In my first year as a Bible College student, I took a course on “Personal Evangelism,” taught by Donald Oakley, a Calvinist. I had very high regard for him and he made a significant impact on my impressionable 17 year old life. But I still remember the shock I felt when he talked of God having chosen whom he would save. Our role in evangelism was to share the good news concerning Jesus, and God would determine whether or not our witness was effective in leading people to saving faith. I then responded to the doctrine of unconditional election to salvation, and to effectual calling by God through his Spirit, with somewhat the same horror I meet in Roger’s protest now. So, I have some sympathy with Roger, having felt as he does.
A few years later, I was at Wheaton Grad School and preparing for my comprehensive exam in theology, as a New Testament major. Charles Horne was setting the exam and I asked him for recommended reading in preparation. Among the books he suggested was John Murray’s Redemption Accomplished and Applied. It is a splendid little book and I’m delighted that it is still in print. It was instrumental in a paradigm shift in my theology that was much more widely influential than the one (to accessibilism) which I mentioned in my first post. I found Murray’s exegesis of Romans 8 persuasive, and it pushed me to reread the whole of Scripture to see if that new perspective fit the big picture. That was 44 years ago and there is rarely a day in which I do not see or hear something in Scripture that confirms my belief that God is meticulously in control in the world.

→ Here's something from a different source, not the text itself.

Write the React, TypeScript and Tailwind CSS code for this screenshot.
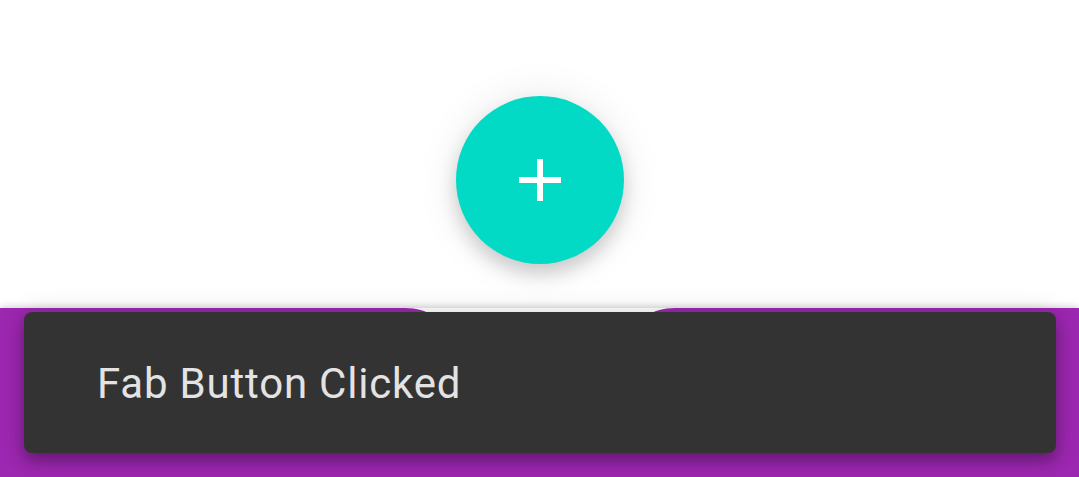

I am, then, precisely the kind of Calvinist that troubles Roger. I remember him asking me years ago, during conversation on a theological listserve, whether I thought Calvinists and Arminians worship the same God. I do, but I grant that we understand him quite differently. In coming weeks, as I work my way through Roger’s book in reflections for your consumption, I look forward to the dialogue between our two different understandings of the God whom we both worship, the one who revealed himself supremely in Jesus.